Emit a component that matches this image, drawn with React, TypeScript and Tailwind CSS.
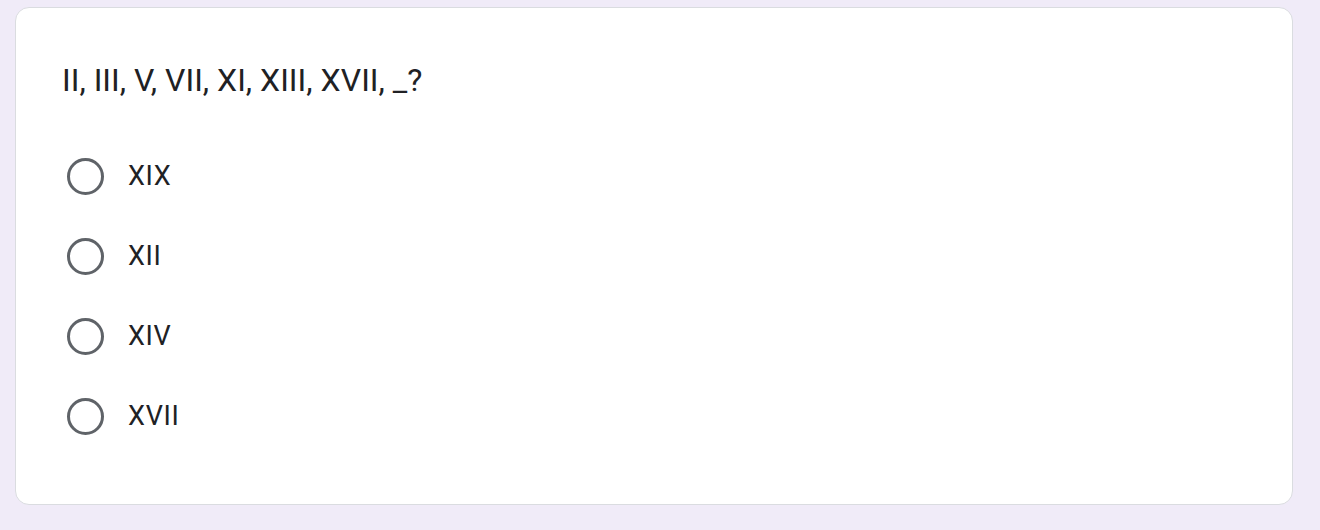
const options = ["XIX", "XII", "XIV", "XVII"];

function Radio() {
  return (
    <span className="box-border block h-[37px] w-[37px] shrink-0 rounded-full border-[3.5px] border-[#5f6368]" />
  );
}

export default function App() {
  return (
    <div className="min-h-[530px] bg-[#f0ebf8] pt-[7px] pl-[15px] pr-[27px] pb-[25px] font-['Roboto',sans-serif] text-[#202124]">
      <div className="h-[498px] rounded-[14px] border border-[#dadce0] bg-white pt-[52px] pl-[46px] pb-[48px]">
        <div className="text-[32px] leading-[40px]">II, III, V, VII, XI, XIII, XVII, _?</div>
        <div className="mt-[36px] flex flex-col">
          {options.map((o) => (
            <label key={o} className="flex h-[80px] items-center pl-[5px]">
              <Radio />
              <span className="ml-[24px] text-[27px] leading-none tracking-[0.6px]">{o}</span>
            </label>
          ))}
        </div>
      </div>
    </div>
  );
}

◇ ◇ ◇ ◇ ◇

*Your objective:* Give the data above again in full and unchanged, skipping the pictures.

*The answer:*
Emit a component that matches this image, drawn with React, TypeScript and Tailwind CSS.
const options = ["XIX", "XII", "XIV", "XVII"];

function Radio() {
  return (
    <span className="box-border block h-[37px] w-[37px] shrink-0 rounded-full border-[3.5px] border-[#5f6368]" />
  );
}

export default function App() {
  return (
    <div className="min-h-[530px] bg-[#f0ebf8] pt-[7px] pl-[15px] pr-[27px] pb-[25px] font-['Roboto',sans-serif] text-[#202124]">
      <div className="h-[498px] rounded-[14px] border border-[#dadce0] bg-white pt-[52px] pl-[46px] pb-[48px]">
        <div className="text-[32px] leading-[40px]">II, III, V, VII, XI, XIII, XVII, _?</div>
        <div className="mt-[36px] flex flex-col">
          {options.map((o) => (
            <label key={o} className="flex h-[80px] items-center pl-[5px]">
              <Radio />
              <span className="ml-[24px] text-[27px] leading-none tracking-[0.6px]">{o}</span>
            </label>
          ))}
        </div>
      </div>
    </div>
  );
}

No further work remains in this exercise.